まず、1~8小節目では「Ⅵm→Ⅴ→Ⅳ→Ⅴ→Ⅰ→Ⅶm7→Ⅲ7」とコードが進行します。このうち「Ⅵm→Ⅴ→Ⅳ→Ⅴ→Ⅰ」は、ヒット曲でお馴染みのクールで劇的な小室進行「Ⅵm→Ⅳ→Ⅴ→Ⅰ」を改変したカデンツにあたります。
ただし、ここではコードチェンジの間隔が長く、間延びしているため、本来のクールで劇的な雰囲気は薄まっています。ちなみに、追加されているⅤはクッションとして働く他、次のⅣとは機能的に結びつかないため、攻撃的で開放的なロックの雰囲気をもたらしてます。
また、「Ⅶm7→Ⅲ7」はⅥmをトニックⅠmとする平行短調の同主長調Ⅵのトゥーファイブ進行「Ⅱm7→Ⅴ7」です。
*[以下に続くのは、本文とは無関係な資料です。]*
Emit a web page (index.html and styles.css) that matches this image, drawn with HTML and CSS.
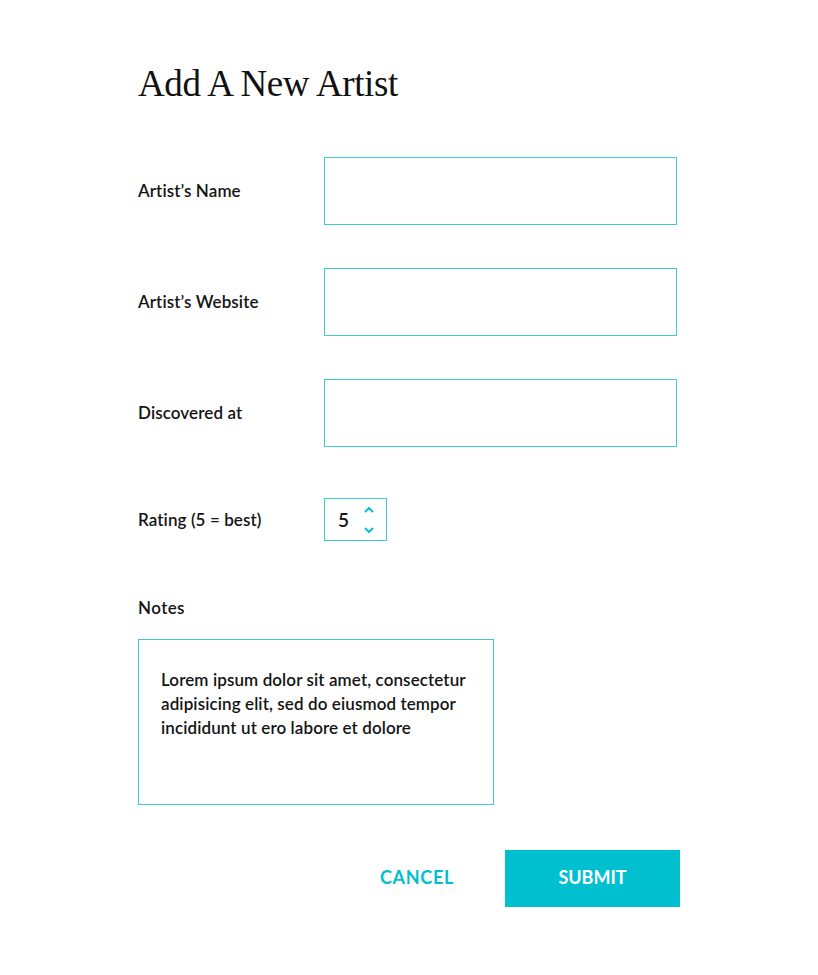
FILE: index.html
```html
<!DOCTYPE html>
<html lang="en">
<head>
    <meta charset="UTF-8">
    <meta name="viewport" content="width=device-width, initial-scale=1.0">
    <title>Add A New Artist</title>
    <link rel="stylesheet" href="styles.css">
</head>
<body>
    <main class="page">
        <h1>Add A New Artist</h1>

        <form id="artist-form" class="artist-form">
            <div class="field">
                <label for="name">Artist’s Name</label>
                <input type="text" id="name" name="name">
            </div>
            <div class="field">
                <label for="website">Artist’s Website</label>
                <input type="text" id="website" name="website">
            </div>
            <div class="field">
                <label for="discovered">Discovered at</label>
                <input type="text" id="discovered" name="discovered">
            </div>

            <div class="field field-rating">
                <label for="rating">Rating (5 = best)</label>
                <div class="numbox">
                    <span class="num-value" id="rating">5</span>
                    <div class="num-arrows">
                        <svg width="10" height="7" viewBox="0 0 10 7"><path d="M1.5 5.5 L5 2 L8.5 5.5" fill="none" stroke="#00bfd0" stroke-width="1.8" stroke-linecap="round" stroke-linejoin="round"/></svg>
                        <svg width="10" height="7" viewBox="0 0 10 7"><path d="M1.5 1.5 L5 5 L8.5 1.5" fill="none" stroke="#00bfd0" stroke-width="1.8" stroke-linecap="round" stroke-linejoin="round"/></svg>
                    </div>
                </div>
            </div>

            <div class="notes">
                <label for="notes">Notes</label>
                <textarea id="notes" name="notes">Lorem ipsum dolor sit amet, consectetur adipisicing elit, sed do eiusmod tempor incididunt ut ero labore et dolore</textarea>
            </div>

            <div class="actions">
                <button type="button" class="btn-cancel">CANCEL</button>
                <button type="submit" class="btn-submit">SUBMIT</button>
            </div>
        </form>
    </main>
</body>
</html>
```

FILE: styles.css
```css
body {
    margin: 0;
    padding: 0;
    background-color: #ffffff;
    font-family: Lato, "Noto Sans", sans-serif;
    color: #141414;
}

.page {
    width: 542px;
    padding: 58px 0 40px 138px;
}

h1 {
    margin: 0;
    font-family: "Liberation Serif", "DejaVu Serif", serif;
    font-weight: normal;
    font-size: 37px;
    line-height: 52px;
    color: #111111;
    letter-spacing: -0.4px;
}

.artist-form {
    margin-top: 47px;
}

.field {
    display: flex;
    align-items: center;
    margin-bottom: 43px;
}

.field label {
    width: 186px;
    flex-shrink: 0;
    font-size: 17px;
    font-weight: 600;
    line-height: 24px;
    letter-spacing: 0.1px;
}

.field input {
    width: 353px;
    height: 68px;
    box-sizing: border-box;
    border: 1px solid #3ccbd8;
    border-radius: 0;
    padding: 0 16px;
    font-family: inherit;
    font-size: 16px;
    outline: none;
}

.field-rating {
    margin-top: 51px;
}

.numbox {
    width: 63px;
    height: 43px;
    box-sizing: border-box;
    border: 1px solid #3ccbd8;
    display: flex;
    align-items: center;
    padding: 0 0 0 13px;
}

.num-value {
    font-size: 19px;
    font-weight: 600;
    width: 26px;
}

.num-arrows {
    display: flex;
    flex-direction: column;
    gap: 14px;
    margin-top: 1px;
}

.num-arrows svg {
    display: block;
}

.notes {
    margin-top: 55px;
}

.notes label {
    display: block;
    font-size: 17px;
    font-weight: 600;
    line-height: 24px;
    letter-spacing: 0.4px;
}

.notes textarea {
    display: block;
    margin-top: 19px;
    width: 356px;
    height: 166px;
    box-sizing: border-box;
    border: 1px solid #3ccbd8;
    border-radius: 0;
    padding: 28px 18px 0 22px;
    font-family: inherit;
    font-size: 17px;
    font-weight: 600;
    line-height: 24px;
    letter-spacing: 0.1px;
    color: #141414;
    resize: none;
    outline: none;
}

.actions {
    display: flex;
    justify-content: flex-end;
    align-items: center;
    margin-top: 45px;
}

.actions button {
    font-family: inherit;
    font-size: 18px;
    font-weight: 700;
    border: none;
    cursor: pointer;
}

.btn-cancel {
    background: none;
    color: #00bfd0;
    padding: 0 0 4px;
    margin-right: 51px;
    letter-spacing: 0.7px;
}

.btn-submit {
    width: 175px;
    height: 57px;
    padding-bottom: 4px;
    background-color: #00c0d0;
    color: #ffffff;
}
```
ちなみに、Ⅲ7は平行短調の和声的短音階に基づく情熱的な響きのドミナントでもあります。これらの性質から、次の小節に登場するⅥmが機能的に導かれています。
その後、9~16小節目では「Ⅵm→Ⅴ→Ⅳ→Ⅴ→Ⅰ」というコード進行が現れます。こちらは基本的には1~8小節目と共通ですが、最後は繋ぎである「Ⅶm7→Ⅲ7」が登場せず、Ⅰに落ち着きます。
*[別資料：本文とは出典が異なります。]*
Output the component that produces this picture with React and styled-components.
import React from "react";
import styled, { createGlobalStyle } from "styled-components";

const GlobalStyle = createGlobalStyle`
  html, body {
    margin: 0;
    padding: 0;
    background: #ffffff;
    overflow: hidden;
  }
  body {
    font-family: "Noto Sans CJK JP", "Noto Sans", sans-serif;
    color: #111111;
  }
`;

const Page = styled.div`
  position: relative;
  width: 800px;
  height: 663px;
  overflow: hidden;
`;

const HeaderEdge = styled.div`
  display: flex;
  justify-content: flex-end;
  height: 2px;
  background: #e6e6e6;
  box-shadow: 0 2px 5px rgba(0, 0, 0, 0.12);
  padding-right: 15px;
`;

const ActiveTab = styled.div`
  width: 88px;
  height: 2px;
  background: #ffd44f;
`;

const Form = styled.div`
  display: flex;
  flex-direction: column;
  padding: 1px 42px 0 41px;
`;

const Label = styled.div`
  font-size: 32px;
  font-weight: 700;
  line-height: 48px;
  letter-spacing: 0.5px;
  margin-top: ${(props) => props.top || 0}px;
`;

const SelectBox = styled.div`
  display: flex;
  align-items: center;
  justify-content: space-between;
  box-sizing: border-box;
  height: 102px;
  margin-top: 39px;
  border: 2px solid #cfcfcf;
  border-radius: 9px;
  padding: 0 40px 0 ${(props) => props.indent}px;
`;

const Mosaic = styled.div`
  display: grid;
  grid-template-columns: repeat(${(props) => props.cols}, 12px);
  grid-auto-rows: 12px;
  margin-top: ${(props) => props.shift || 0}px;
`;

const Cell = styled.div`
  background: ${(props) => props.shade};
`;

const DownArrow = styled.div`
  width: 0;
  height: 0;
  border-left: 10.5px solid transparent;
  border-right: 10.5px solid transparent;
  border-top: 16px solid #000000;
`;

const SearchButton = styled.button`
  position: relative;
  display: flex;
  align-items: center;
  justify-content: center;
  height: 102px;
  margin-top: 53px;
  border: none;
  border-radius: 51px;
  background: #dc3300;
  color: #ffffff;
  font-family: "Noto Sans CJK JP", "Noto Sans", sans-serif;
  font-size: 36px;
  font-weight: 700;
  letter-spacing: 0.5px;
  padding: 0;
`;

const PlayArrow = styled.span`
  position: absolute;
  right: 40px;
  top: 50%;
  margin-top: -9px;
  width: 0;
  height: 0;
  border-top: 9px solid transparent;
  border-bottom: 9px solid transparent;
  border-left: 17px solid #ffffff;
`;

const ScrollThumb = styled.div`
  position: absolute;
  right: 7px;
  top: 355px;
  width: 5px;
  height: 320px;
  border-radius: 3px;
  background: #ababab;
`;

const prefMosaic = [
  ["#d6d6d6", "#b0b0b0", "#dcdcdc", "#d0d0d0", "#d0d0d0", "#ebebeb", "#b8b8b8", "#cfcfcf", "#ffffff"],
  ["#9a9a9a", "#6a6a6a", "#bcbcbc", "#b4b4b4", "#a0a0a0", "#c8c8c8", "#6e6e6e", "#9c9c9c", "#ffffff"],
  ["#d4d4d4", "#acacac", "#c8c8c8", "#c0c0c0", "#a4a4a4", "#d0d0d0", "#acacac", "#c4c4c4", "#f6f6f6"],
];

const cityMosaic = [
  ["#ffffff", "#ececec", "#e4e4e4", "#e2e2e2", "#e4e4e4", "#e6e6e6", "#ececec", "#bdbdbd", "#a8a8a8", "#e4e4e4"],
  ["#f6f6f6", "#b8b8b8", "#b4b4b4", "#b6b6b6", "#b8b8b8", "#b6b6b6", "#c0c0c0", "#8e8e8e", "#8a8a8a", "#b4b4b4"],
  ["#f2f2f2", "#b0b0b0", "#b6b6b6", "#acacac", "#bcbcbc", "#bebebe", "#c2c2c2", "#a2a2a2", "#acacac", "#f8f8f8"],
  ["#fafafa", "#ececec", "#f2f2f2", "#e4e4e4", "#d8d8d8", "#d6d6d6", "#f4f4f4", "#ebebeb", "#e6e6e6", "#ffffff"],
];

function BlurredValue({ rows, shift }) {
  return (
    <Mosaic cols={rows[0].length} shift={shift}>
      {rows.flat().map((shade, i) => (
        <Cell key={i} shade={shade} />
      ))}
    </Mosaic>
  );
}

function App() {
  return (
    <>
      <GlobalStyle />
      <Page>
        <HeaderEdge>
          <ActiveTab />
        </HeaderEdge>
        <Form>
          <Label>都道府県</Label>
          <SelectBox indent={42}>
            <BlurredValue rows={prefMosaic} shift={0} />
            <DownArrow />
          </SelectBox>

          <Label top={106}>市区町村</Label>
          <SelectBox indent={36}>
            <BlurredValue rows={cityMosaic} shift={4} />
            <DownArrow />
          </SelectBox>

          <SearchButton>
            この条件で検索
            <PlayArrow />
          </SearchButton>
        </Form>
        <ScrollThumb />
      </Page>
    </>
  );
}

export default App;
こうして、最後はサブドミナントⅣからドミナントⅤを経てⅠに着地し、コード進行が一区切り付きます。
まとめ
今回のコード進行では、小室進行を引き伸ばした「Ⅵm→Ⅴ→Ⅳ→Ⅴ→Ⅰ」、Ⅵmを導く他調のトゥーファイブ進行「Ⅶm7→Ⅲ7」が登場しました。小室進行、王道進行、カノン進行はドラマティックな響きで非常に魅力的です。しかし楽曲の盛り上がりやクライマックスを考えると、そう気軽に使うことはできません。
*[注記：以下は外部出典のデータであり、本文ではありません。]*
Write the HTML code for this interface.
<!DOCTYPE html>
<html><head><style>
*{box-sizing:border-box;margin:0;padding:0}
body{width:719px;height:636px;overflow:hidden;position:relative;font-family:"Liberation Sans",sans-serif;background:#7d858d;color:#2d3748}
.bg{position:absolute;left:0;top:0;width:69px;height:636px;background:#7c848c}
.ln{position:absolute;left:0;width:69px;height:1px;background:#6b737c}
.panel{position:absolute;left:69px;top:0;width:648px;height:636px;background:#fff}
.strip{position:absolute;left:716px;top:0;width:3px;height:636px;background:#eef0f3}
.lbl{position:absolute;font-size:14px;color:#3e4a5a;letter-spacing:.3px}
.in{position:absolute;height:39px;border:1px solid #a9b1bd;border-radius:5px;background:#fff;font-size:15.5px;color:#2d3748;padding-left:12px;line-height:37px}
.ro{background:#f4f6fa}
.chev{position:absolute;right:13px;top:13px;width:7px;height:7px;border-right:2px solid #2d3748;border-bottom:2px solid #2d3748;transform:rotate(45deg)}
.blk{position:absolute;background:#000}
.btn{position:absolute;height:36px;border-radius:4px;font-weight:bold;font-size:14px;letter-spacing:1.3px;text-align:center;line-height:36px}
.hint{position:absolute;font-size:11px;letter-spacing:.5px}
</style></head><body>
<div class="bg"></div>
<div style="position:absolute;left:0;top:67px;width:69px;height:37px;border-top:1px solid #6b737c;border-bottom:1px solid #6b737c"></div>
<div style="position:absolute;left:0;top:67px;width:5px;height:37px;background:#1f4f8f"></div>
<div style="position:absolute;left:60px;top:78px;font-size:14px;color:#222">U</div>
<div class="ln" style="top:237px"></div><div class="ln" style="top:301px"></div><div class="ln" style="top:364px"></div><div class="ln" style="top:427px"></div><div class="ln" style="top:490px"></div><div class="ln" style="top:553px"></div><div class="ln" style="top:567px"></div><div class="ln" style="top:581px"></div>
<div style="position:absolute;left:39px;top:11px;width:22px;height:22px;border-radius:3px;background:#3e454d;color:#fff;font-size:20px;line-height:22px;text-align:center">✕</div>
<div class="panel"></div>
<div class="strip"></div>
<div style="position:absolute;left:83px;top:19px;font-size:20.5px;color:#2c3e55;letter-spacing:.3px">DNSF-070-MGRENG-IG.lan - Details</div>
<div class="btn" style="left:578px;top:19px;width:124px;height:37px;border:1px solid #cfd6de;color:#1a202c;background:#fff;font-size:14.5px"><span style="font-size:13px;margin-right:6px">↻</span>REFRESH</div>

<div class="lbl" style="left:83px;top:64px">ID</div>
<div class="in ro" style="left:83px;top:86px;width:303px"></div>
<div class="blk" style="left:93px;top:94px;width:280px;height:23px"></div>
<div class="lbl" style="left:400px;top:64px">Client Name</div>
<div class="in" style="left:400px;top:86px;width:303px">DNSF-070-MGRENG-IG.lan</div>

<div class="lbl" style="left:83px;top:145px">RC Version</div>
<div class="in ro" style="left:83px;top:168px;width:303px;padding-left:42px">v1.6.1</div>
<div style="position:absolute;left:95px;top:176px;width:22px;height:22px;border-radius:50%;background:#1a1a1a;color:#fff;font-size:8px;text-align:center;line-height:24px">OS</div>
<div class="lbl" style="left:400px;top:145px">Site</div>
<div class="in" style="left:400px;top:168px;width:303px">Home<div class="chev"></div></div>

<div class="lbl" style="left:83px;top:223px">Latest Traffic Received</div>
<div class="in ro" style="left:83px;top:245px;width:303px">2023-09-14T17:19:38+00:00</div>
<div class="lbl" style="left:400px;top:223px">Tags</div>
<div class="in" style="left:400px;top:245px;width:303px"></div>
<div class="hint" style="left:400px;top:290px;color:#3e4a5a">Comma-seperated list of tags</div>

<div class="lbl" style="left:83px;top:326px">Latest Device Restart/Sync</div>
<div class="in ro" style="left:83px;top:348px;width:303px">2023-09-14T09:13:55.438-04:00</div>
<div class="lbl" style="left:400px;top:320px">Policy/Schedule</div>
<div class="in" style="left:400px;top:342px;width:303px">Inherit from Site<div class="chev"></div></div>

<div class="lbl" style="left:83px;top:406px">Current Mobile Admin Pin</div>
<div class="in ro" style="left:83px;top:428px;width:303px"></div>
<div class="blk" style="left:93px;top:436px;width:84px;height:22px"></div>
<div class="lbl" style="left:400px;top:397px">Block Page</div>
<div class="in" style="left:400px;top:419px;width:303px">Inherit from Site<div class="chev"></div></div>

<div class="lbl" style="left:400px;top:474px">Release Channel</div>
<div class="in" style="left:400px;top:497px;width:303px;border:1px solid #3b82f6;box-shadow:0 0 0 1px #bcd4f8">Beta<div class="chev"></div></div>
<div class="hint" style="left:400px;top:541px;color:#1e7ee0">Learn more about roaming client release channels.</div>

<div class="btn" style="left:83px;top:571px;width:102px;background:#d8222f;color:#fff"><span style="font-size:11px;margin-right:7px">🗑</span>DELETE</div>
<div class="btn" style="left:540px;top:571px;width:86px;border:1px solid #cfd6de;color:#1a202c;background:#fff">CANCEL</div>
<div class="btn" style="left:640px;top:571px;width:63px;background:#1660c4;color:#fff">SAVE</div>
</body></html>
その場合は、今回のようにコードチェンジの間隔を空けたり、代理コードを使うと上手くいくことが多いようです。またⅢ7は、平行短調の和声的短音階に基づくドミナントとして、Ⅴ7の代わりに登場することが多々あります。この場合、今回のようにⅦm7を挟み込むとトゥーファイブ進行が成立し、Ⅵmがスムーズに導かれます。